This makes the moving of entire units to create gaps to counter a chariot attack unlikely.²⁴ The ancient texts do contain references to a pike-phalanx ‘opening its files’to create gaps for lightly armed skirmishers to retreat through. However, this is more likely the moving of the members of alternate files into the intervals of the neighbouring file (in effect taking it from intermediate order to close order front-to-back). To undertake such a movement would also require the phalangites to have their pikes raised vertically. Appian describes how the pike-phalanx of Antiochus at Thermopylae in 191BC opened its files to allow skirmishers to withdraw, the formation then reformed into an intermediate order (puknon) and then, once in position, lowered their pikes for battle.²⁵ This shows that the normal deployment for battle was the intermediate order, that the opening of the files had to therefore be a move into a close order, and that the pikes were held in a vertical position until the intermediate order formation was re-established. ‘Opening’ into a close order by having every alternate file merge with the one to its right would create 48cm gaps between each file which skirmishers could pass down before the files resumed their original positions. However, these gaps would not be large enough to accommodate a charging chariot. Curtius, interestingly, makes no mention of this opening of the lines at Gaugamela and states that the pike-phalanx stood its ground looking ‘like a rampart…creating an unbroken line of spears’.²⁶ This would suggest that the phalanx did not divide itself but engaged any chariots that made their way through the screening units of skirmishers positioned ahead of them.

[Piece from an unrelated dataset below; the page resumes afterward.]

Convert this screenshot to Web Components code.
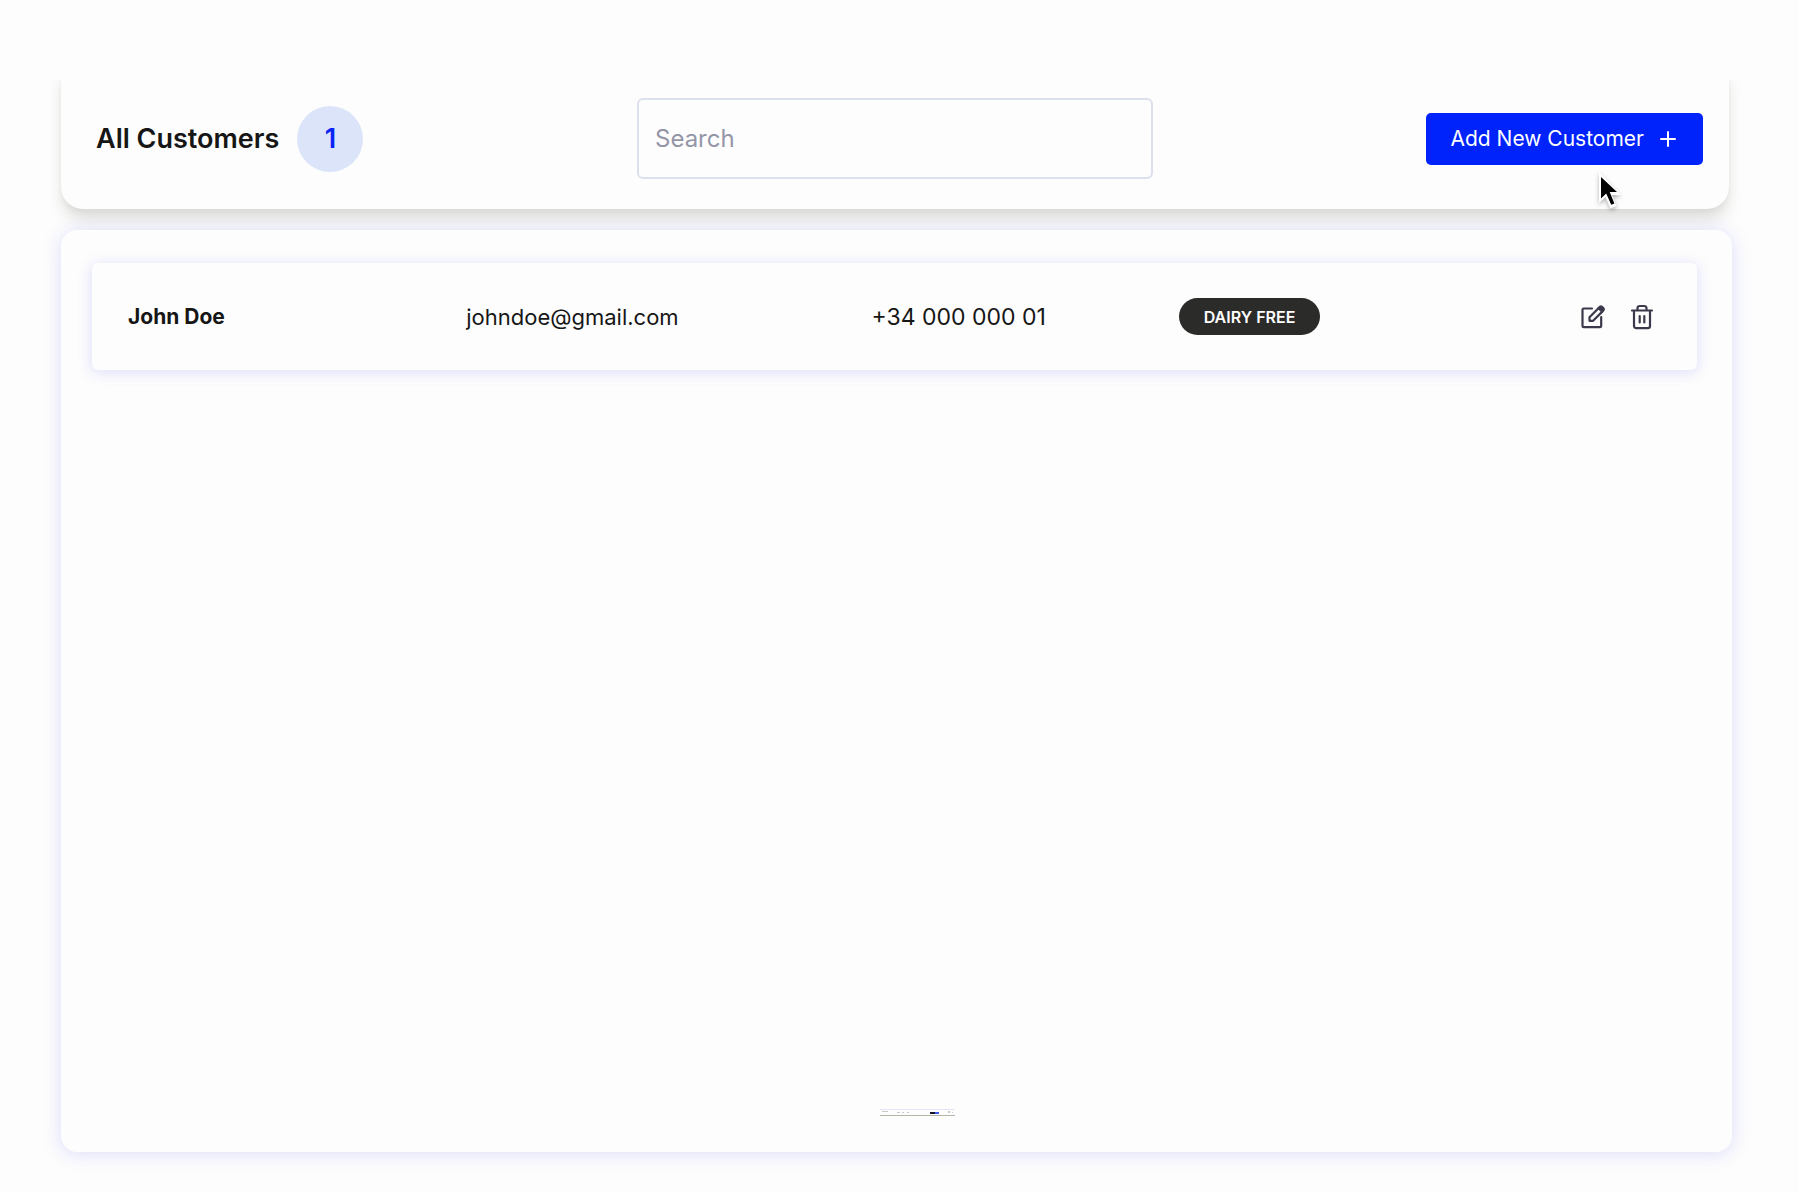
<!DOCTYPE html>
<html lang="en">
<head>
<meta charset="utf-8">
<title>All Customers</title>
<style>
  html { height: 100%; }
  body { margin: 0; min-height: 100%; display: flex; background: #fdfdfd; color: #161616; font-family: Inter, "Open Sans", sans-serif; }
</style>
</head>
<body>
<customers-page></customers-page>
<script>
const define = (name, html, setup) => customElements.define(name, class extends HTMLElement {
  constructor() {
    super();
    const t = document.createElement('template');
    t.innerHTML = html;
    this.attachShadow({ mode: 'open' }).append(t.content.cloneNode(true));
    if (setup) setup(this);
  }
});

define('count-badge', `
<style>
  :host { display: flex; align-items: center; justify-content: center; width: 66px; height: 66px; border-radius: 50%; background: #dce4fa; color: #0a24f5; font-size: 27px; font-weight: 600; }
</style><slot></slot>`);

define('search-field', `
<style>
  :host { display: block; }
  input { box-sizing: border-box; display: block; width: 100%; height: 81px; padding: 0 16px; border: 2px solid #dcdfee; border-radius: 6px; background: transparent; font: 400 24px Inter, sans-serif; color: #161616; outline: none; }
  input::placeholder { color: #9496a8; opacity: 1; }
</style>
<input type="search" placeholder="Search" aria-label="Search">`);

define('add-button', `
<style>
  :host { display: block; }
  button { display: flex; align-items: center; gap: 13px; height: 52px; padding: 0 24px; border: 0; border-radius: 5px; background: #0022fb; color: #fff; font: 400 21px Inter, sans-serif; white-space: nowrap; }
  svg { display: block; width: 22px; height: 22px; }
</style>
<button type="button"><slot></slot>
<svg viewBox="0 0 22 22" fill="none" stroke="currentColor" stroke-width="2" stroke-linecap="round" aria-hidden="true"><path d="M11 4v14M4 11h14"/></svg></button>`);

define('customer-toolbar', `
<style>
  :host { display: grid; grid-template-columns: 1fr 516px 1fr; align-items: center; box-sizing: border-box; height: 141px; padding: 0 26px; border-radius: 0 0 22px 22px; background: #fdfdfd; box-shadow: 0 12px 16px -2px rgba(40,40,20,.15), 0 3px 5px rgba(40,40,20,.04); }
  .title { display: flex; align-items: center; gap: 18px; padding-left: 9px; }
  h1 { margin: 0; font-size: 27px; line-height: 40px; font-weight: 600; white-space: nowrap; }
  add-button { justify-self: end; }
</style>
<div class="title"><h1>All Customers</h1><count-badge>1</count-badge></div>
<search-field></search-field>
<add-button>Add New Customer</add-button>`);

define('diet-tag', `
<style>
  :host { display: inline-flex; align-items: center; justify-content: center; box-sizing: border-box; height: 37px; padding: 0 25px; border-radius: 19px; background: #2b2b29; color: #fff; font-size: 16px; font-weight: 600; white-space: nowrap; }
</style><slot></slot>`);

define('row-actions', `
<style>
  :host { display: flex; gap: 23px; }
  button { display: block; padding: 0; border: 0; background: none; color: #3b394b; }
  svg { display: block; width: 26px; height: 26px; }
</style>
<button type="button" aria-label="Edit customer"><svg viewBox="0 0 26 26" fill="none" stroke="currentColor" stroke-width="2.200" stroke-linejoin="round" stroke-linecap="round"><path d="M12 4.500H3.700a1.200 1.200 0 0 0-1.200 1.200V22a1.200 1.200 0 0 0 1.200 1.200H20A1.200 1.200 0 0 0 21.200 22v-8.800"/><path d="M9.500 16.800v-3.600l9.200-9.200 3.600 3.600-9.200 9.200z"/><path fill="currentColor" d="m18.700 4 1.300-1.300q1-.8 1.900 0l1.600 1.600q.8 1 0 1.900l-1.300 1.400z"/></svg></button>
<button type="button" aria-label="Delete customer"><svg viewBox="0 0 26 26" fill="none" stroke="currentColor" stroke-width="2.200" stroke-linejoin="round" stroke-linecap="round"><path d="M3 6.500h20M8.500 6V4.200A2.200 2.200 0 0 1 10.700 2h4.600a2.200 2.200 0 0 1 2.200 2.200V6M5 6.500V22a2.200 2.200 0 0 0 2.200 2.200h11.600A2.200 2.200 0 0 0 21 22V6.500M10.700 12v6.500M15.300 12v6.500"/></svg></button>`);

define('customer-row', `
<style>
  :host { display: grid; grid-template-columns: 338fr 405fr 307fr 476fr; align-items: center; box-sizing: border-box; height: 107px; padding: 0 42px 0 36px; border-radius: 6px; background: #fdfdfd; box-shadow: 0 2px 14px 1px rgba(105,105,245,.2); }
  .name { font-size: 21px; font-weight: 700; }
  .email { font-size: 22px; }
  .phone { font-size: 23px; }
  .end { display: flex; align-items: center; justify-content: space-between; }
</style>
<div class="name"><slot name="name"></slot></div>
<div class="email"><slot name="email"></slot></div>
<div class="phone"><slot name="phone"></slot></div>
<div class="end"><slot name="tag"></slot><row-actions></row-actions></div>`);

define('customer-list', `
<style>
  :host { display: flex; flex-direction: column; justify-content: space-between; box-sizing: border-box; padding: 33px 35px 35px 31px; border-radius: 16px; background: #fdfdfd; box-shadow: 0 2px 18px 1px rgba(105,105,245,.2); }
  svg { display: block; align-self: center; width: 75px; height: 8px; margin-left: 46px; }
</style>
<slot></slot>
<svg viewBox="0 0 75 8" aria-hidden="true"><path fill="#e4e4f8" d="M0 0h75v1H0z"/><path fill="#b5b5a8" d="M0 6h75v1H0z"/><path fill="#c8c8c4" d="M2 2h6v1H2zM17 3h3v1h-3zM22 3h2v1h-2zM27 3h2v1h-2zM68 2h2v2h-2zM72 3h1v1h-1z"/><path fill="#15152a" d="M50 3h5v2h-5z"/><path fill="#4058f0" d="M55 3h4v2h-4z"/></svg>`);

define('mouse-pointer', `
<style>
  :host { position: absolute; left: 1594px; top: 170px; width: 30px; height: 42px; pointer-events: none; }
  svg { display: block; filter: drop-shadow(0 2px 2px rgba(0,0,0,.3)); }
</style>
<svg width="30" height="42" viewBox="0 0 30 42" aria-hidden="true"><path fill="#fff" d="M5 2v31l6.500-6 5 11.500 6-2.500-4.600-11H27z"/><path fill="#000" d="M7 7v21.500l5.200-5 5 11.300 3.200-1.400L15.700 22H23z"/></svg>`);

define('customers-page', `
<style>
  :host { flex: 1; display: flex; flex-direction: column; gap: 21px; box-sizing: border-box; min-height: 100vh; padding: 68px 66px 40px 61px; }
  customer-toolbar { margin-right: 3px; clip-path: inset(12px -30px -40px -30px); }
  customer-list { flex: 1; position: relative; }
</style>
<customer-toolbar></customer-toolbar>
<customer-list>
  <customer-row>
    <span slot="name">John Doe</span>
    <span slot="email">johndoe@gmail.com</span>
    <span slot="phone">+34 000 000 01</span>
    <diet-tag slot="tag">DAIRY FREE</diet-tag>
  </customer-row>
</customer-list>
<mouse-pointer></mouse-pointer>`);
</script>
</body>
</html>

Lucian’s reference to the Thracians going down on one knee to brace a lengthy pike in position to engage cavalry raises the possibility that Alexander’s front ranks did something similar at Gaugamela.²⁷ However, Curtius’ statement that the phalanx created an ‘unbroken line of spears’ seems to more closely fit with their standard arrangement of standing upright with the pikes of the first five ranks lowered.²⁸ If this was how the pike-phalanx met Darius’ chariots at Gaugamela, then it seems safe to assume that the collision of the horses and chariots with the line of infantry would have caused some sarissae to snap, others to be forced out of the hands of the men wielding them, and others to impale the charging horses. This would have caused great disruption to the line – an effective, but costly, tactic.
As if to confirm such events, the narratives state that on the left wing, Parmenion’s troops suffered badly due to cavalry assaults.²⁹ We are not told whether the beleaguered troops in question were cavalry, pike-infantry, or both, but Parmenion was in overall command of the entire left wing, including units of the pike-phalanx, and the all-out attack by the Persians suggests that troops of both types were pressed hard – although Parmenion does save the situation with his Thessalian cavalry. If the Persian cavalry did attack the pike units on the Macedonian left then, as would have happened in the centre, much of the phalanx may have been disrupted by the mounted charge which greatly diminished the integrity of the line.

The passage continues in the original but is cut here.